> [Information supplied]:
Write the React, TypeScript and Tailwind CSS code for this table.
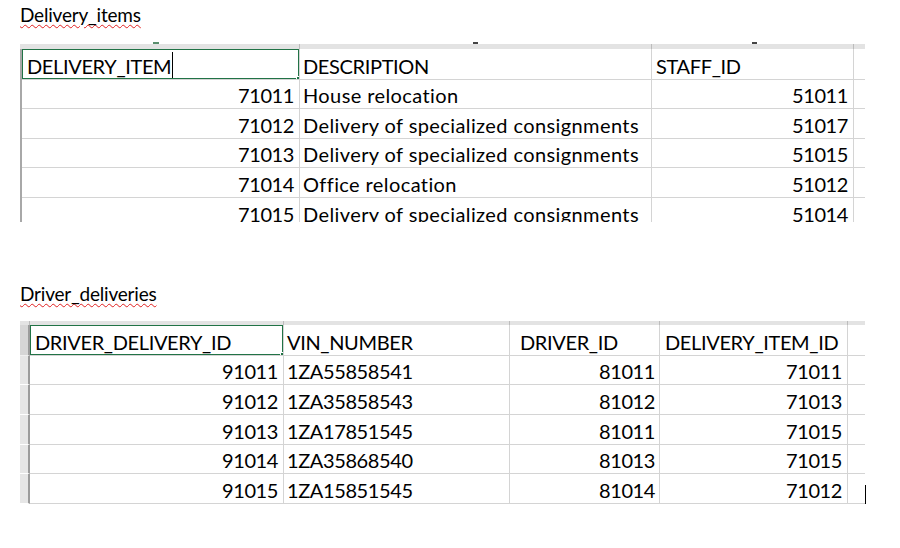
import React from 'react'

const deliveryItems = [
  ['71011', 'House relocation', '51011'],
  ['71012', 'Delivery of specialized consignments', '51017'],
  ['71013', 'Delivery of specialized consignments', '51015'],
  ['71014', 'Office relocation', '51012'],
  ['71015', 'Delivery of specialized consignments', '51014'],
]

const driverDeliveries = [
  ['91011', '1ZA55858541', '81011', '71011'],
  ['91012', '1ZA35858543', '81012', '71013'],
  ['91013', '1ZA17851545', '81011', '71015'],
  ['91014', '1ZA35868540', '81013', '71015'],
  ['91015', '1ZA15851545', '81014', '71012'],
]

const rowH1 = ['h-[29px]', 'h-[30px]', 'h-[29px]', 'h-[30px]', 'h-[30px]']
const rowH2 = ['h-[29px]', 'h-[30px]', 'h-[30px]', 'h-[29px]', 'h-[30px]']

const cell =
  'flex items-end pb-[3px] leading-[20px] border-b border-r border-[#d4d4d4] whitespace-nowrap overflow-hidden'
const caps = 'tracking-[-0.35px]'
const nums = 'tracking-[-0.4px]'
const words = 'tracking-[0.4px]'

function Title({ children }: { children: React.ReactNode }) {
  return (
    <div className="pl-[20px] text-[19px] leading-[24px] tracking-[-0.2px]">
      <span className="underline decoration-wavy decoration-[#e02020] decoration-1 underline-offset-[2px]">
        {children}
      </span>
    </div>
  )
}

function Selection() {
  return (
    <div className="pointer-events-none absolute -left-[1px] -top-[1px] -right-[1px] -bottom-[1px] border-2 border-[#217346]">
      <div className="absolute -bottom-[4px] -right-[4px] h-[6px] w-[6px] border border-white bg-[#217346]" />
    </div>
  )
}

export default function App() {
  return (
    <div className="relative h-[548px] w-[900px] overflow-hidden bg-white font-['Lato',sans-serif] text-[20px] text-black">
      <div className="pt-[3px]">
        <Title>Delivery_items</Title>
      </div>

      {/* Delivery_items table, cropped at the last row like the screenshot */}
      <div className="ml-[20px] mt-[17px] w-[845px]">
        <div className="grid h-[5px] grid-cols-[280px_352px_202px_11px] bg-[#e3e3e3]">
          <div className="relative border-r border-[#bcbcbc]">
            <div className="absolute left-[133px] -top-[2px] h-[2px] w-[6px] bg-[#5a8f6e]" />
          </div>
          <div className="relative border-r border-[#bcbcbc]">
            <div className="absolute left-[173px] -top-[2px] h-[2px] w-[5px] bg-[#444]" />
          </div>
          <div className="relative border-r border-[#bcbcbc]">
            <div className="absolute left-[100px] -top-[2px] h-[2px] w-[5px] bg-[#444]" />
          </div>
          <div />
        </div>
        <div className="grid h-[173px] grid-cols-[2px_278px_352px_202px_11px] overflow-hidden">
          <div className="row-span-6 bg-[#a8a8a8]" />
          <div className={`${cell} ${caps} relative h-[31px] pl-[5px]`}>
            DELIVERY_ITEM
            <div className="absolute left-[150px] top-[3px] h-[27px] w-[1px] bg-black" />
            <Selection />
          </div>
          <div className={`${cell} ${caps} h-[31px] pl-[3px]`}>DESCRIPTION</div>
          <div className={`${cell} ${caps} h-[31px] pl-[4px]`}>STAFF_ID</div>
          <div className="h-[31px] border-b border-[#d4d4d4]" />
          {deliveryItems.map((r, i) => (
            <React.Fragment key={r[0]}>
              <div className={`${cell} ${nums} ${rowH1[i]} justify-end pr-[5px]`}>{r[0]}</div>
              <div className={`${cell} ${words} ${rowH1[i]} pl-[3px]`}>{r[1]}</div>
              <div className={`${cell} ${nums} ${rowH1[i]} justify-end pr-[5px]`}>{r[2]}</div>
              <div className={`${rowH1[i]} border-b border-[#d4d4d4]`} />
            </React.Fragment>
          ))}
        </div>
      </div>

      <div className="mt-[60px]">
        <Title>Driver_deliveries</Title>
      </div>

      {/* Driver_deliveries table */}
      <div className="ml-[20px] mt-[15px] w-[845px]">
        <div className="grid h-[4px] grid-cols-[10px_254px_226px_150px_188px_17px] bg-[#e3e3e3]">
          <div className="border-r border-[#bcbcbc]" />
          <div className="border-r border-[#bcbcbc]" />
          <div className="border-r border-[#bcbcbc]" />
          <div className="border-r border-[#bcbcbc]" />
          <div className="border-r border-[#bcbcbc]" />
          <div />
        </div>
        <div className="grid grid-cols-[10px_254px_226px_150px_188px_17px]">
          <div className="h-[31px] border-b border-r-2 border-b-[#f0f0f0] border-r-[#9c9c9c] bg-[#d6d6d6]" />
          <div className={`${cell} ${caps} relative h-[31px] pl-[5px]`}>
            DRIVER_DELIVERY_ID
            <Selection />
          </div>
          <div className={`${cell} ${caps} h-[31px] pl-[3px]`}>VIN_NUMBER</div>
          <div className={`${cell} ${caps} h-[31px] pl-[10px]`}>DRIVER_ID</div>
          <div className={`${cell} ${caps} h-[31px] pl-[5px]`}>DELIVERY_ITEM_ID</div>
          <div className="h-[31px] border-b border-[#d4d4d4]" />
          {driverDeliveries.map((r, i) => (
            <React.Fragment key={r[0]}>
              <div className={`${rowH2[i]} border-b border-r-2 border-b-[#ffffff] border-r-[#9c9c9c] bg-[#e6e6e6]`} />
              <div className={`${cell} ${nums} ${rowH2[i]} justify-end pr-[5px]`}>{r[0]}</div>
              <div className={`${cell} ${nums} ${rowH2[i]} pl-[3px]`}>{r[1]}</div>
              <div className={`${cell} ${nums} ${rowH2[i]} justify-end pr-[4px]`}>{r[2]}</div>
              <div className={`${cell} ${nums} ${rowH2[i]} justify-end pr-[5px]`}>{r[3]}</div>
              <div className={`${rowH2[i]} relative border-b border-[#d4d4d4]`}>
                {i === 4 && <div className="absolute left-[17px] top-[11px] h-[19px] w-[1px] bg-black" />}
              </div>
            </React.Fragment>
          ))}
        </div>
      </div>
    </div>
  )
}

> [Given request]: Write out each line again precisely as it appears, skipping every picture.

> [Answer to the problem]:
Write the React, TypeScript and Tailwind CSS code for this table.
import React from 'react'

const deliveryItems = [
  ['71011', 'House relocation', '51011'],
  ['71012', 'Delivery of specialized consignments', '51017'],
  ['71013', 'Delivery of specialized consignments', '51015'],
  ['71014', 'Office relocation', '51012'],
  ['71015', 'Delivery of specialized consignments', '51014'],
]

const driverDeliveries = [
  ['91011', '1ZA55858541', '81011', '71011'],
  ['91012', '1ZA35858543', '81012', '71013'],
  ['91013', '1ZA17851545', '81011', '71015'],
  ['91014', '1ZA35868540', '81013', '71015'],
  ['91015', '1ZA15851545', '81014', '71012'],
]

const rowH1 = ['h-[29px]', 'h-[30px]', 'h-[29px]', 'h-[30px]', 'h-[30px]']
const rowH2 = ['h-[29px]', 'h-[30px]', 'h-[30px]', 'h-[29px]', 'h-[30px]']

const cell =
  'flex items-end pb-[3px] leading-[20px] border-b border-r border-[#d4d4d4] whitespace-nowrap overflow-hidden'
const caps = 'tracking-[-0.35px]'
const nums = 'tracking-[-0.4px]'
const words = 'tracking-[0.4px]'

function Title({ children }: { children: React.ReactNode }) {
  return (
    <div className="pl-[20px] text-[19px] leading-[24px] tracking-[-0.2px]">
      <span className="underline decoration-wavy decoration-[#e02020] decoration-1 underline-offset-[2px]">
        {children}
      </span>
    </div>
  )
}

function Selection() {
  return (
    <div className="pointer-events-none absolute -left-[1px] -top-[1px] -right-[1px] -bottom-[1px] border-2 border-[#217346]">
      <div className="absolute -bottom-[4px] -right-[4px] h-[6px] w-[6px] border border-white bg-[#217346]" />
    </div>
  )
}

export default function App() {
  return (
    <div className="relative h-[548px] w-[900px] overflow-hidden bg-white font-['Lato',sans-serif] text-[20px] text-black">
      <div className="pt-[3px]">
        <Title>Delivery_items</Title>
      </div>

      {/* Delivery_items table, cropped at the last row like the screenshot */}
      <div className="ml-[20px] mt-[17px] w-[845px]">
        <div className="grid h-[5px] grid-cols-[280px_352px_202px_11px] bg-[#e3e3e3]">
          <div className="relative border-r border-[#bcbcbc]">
            <div className="absolute left-[133px] -top-[2px] h-[2px] w-[6px] bg-[#5a8f6e]" />
          </div>
          <div className="relative border-r border-[#bcbcbc]">
            <div className="absolute left-[173px] -top-[2px] h-[2px] w-[5px] bg-[#444]" />
          </div>
          <div className="relative border-r border-[#bcbcbc]">
            <div className="absolute left-[100px] -top-[2px] h-[2px] w-[5px] bg-[#444]" />
          </div>
          <div />
        </div>
        <div className="grid h-[173px] grid-cols-[2px_278px_352px_202px_11px] overflow-hidden">
          <div className="row-span-6 bg-[#a8a8a8]" />
          <div className={`${cell} ${caps} relative h-[31px] pl-[5px]`}>
            DELIVERY_ITEM
            <div className="absolute left-[150px] top-[3px] h-[27px] w-[1px] bg-black" />
            <Selection />
          </div>
          <div className={`${cell} ${caps} h-[31px] pl-[3px]`}>DESCRIPTION</div>
          <div className={`${cell} ${caps} h-[31px] pl-[4px]`}>STAFF_ID</div>
          <div className="h-[31px] border-b border-[#d4d4d4]" />
          {deliveryItems.map((r, i) => (
            <React.Fragment key={r[0]}>
              <div className={`${cell} ${nums} ${rowH1[i]} justify-end pr-[5px]`}>{r[0]}</div>
              <div className={`${cell} ${words} ${rowH1[i]} pl-[3px]`}>{r[1]}</div>
              <div className={`${cell} ${nums} ${rowH1[i]} justify-end pr-[5px]`}>{r[2]}</div>
              <div className={`${rowH1[i]} border-b border-[#d4d4d4]`} />
            </React.Fragment>
          ))}
        </div>
      </div>

      <div className="mt-[60px]">
        <Title>Driver_deliveries</Title>
      </div>

      {/* Driver_deliveries table */}
      <div className="ml-[20px] mt-[15px] w-[845px]">
        <div className="grid h-[4px] grid-cols-[10px_254px_226px_150px_188px_17px] bg-[#e3e3e3]">
          <div className="border-r border-[#bcbcbc]" />
          <div className="border-r border-[#bcbcbc]" />
          <div className="border-r border-[#bcbcbc]" />
          <div className="border-r border-[#bcbcbc]" />
          <div className="border-r border-[#bcbcbc]" />
          <div />
        </div>
        <div className="grid grid-cols-[10px_254px_226px_150px_188px_17px]">
          <div className="h-[31px] border-b border-r-2 border-b-[#f0f0f0] border-r-[#9c9c9c] bg-[#d6d6d6]" />
          <div className={`${cell} ${caps} relative h-[31px] pl-[5px]`}>
            DRIVER_DELIVERY_ID
            <Selection />
          </div>
          <div className={`${cell} ${caps} h-[31px] pl-[3px]`}>VIN_NUMBER</div>
          <div className={`${cell} ${caps} h-[31px] pl-[10px]`}>DRIVER_ID</div>
          <div className={`${cell} ${caps} h-[31px] pl-[5px]`}>DELIVERY_ITEM_ID</div>
          <div className="h-[31px] border-b border-[#d4d4d4]" />
          {driverDeliveries.map((r, i) => (
            <React.Fragment key={r[0]}>
              <div className={`${rowH2[i]} border-b border-r-2 border-b-[#ffffff] border-r-[#9c9c9c] bg-[#e6e6e6]`} />
              <div className={`${cell} ${nums} ${rowH2[i]} justify-end pr-[5px]`}>{r[0]}</div>
              <div className={`${cell} ${nums} ${rowH2[i]} pl-[3px]`}>{r[1]}</div>
              <div className={`${cell} ${nums} ${rowH2[i]} justify-end pr-[4px]`}>{r[2]}</div>
              <div className={`${cell} ${nums} ${rowH2[i]} justify-end pr-[5px]`}>{r[3]}</div>
              <div className={`${rowH2[i]} relative border-b border-[#d4d4d4]`}>
                {i === 4 && <div className="absolute left-[17px] top-[11px] h-[19px] w-[1px] bg-black" />}
              </div>
            </React.Fragment>
          ))}
        </div>
      </div>
    </div>
  )
}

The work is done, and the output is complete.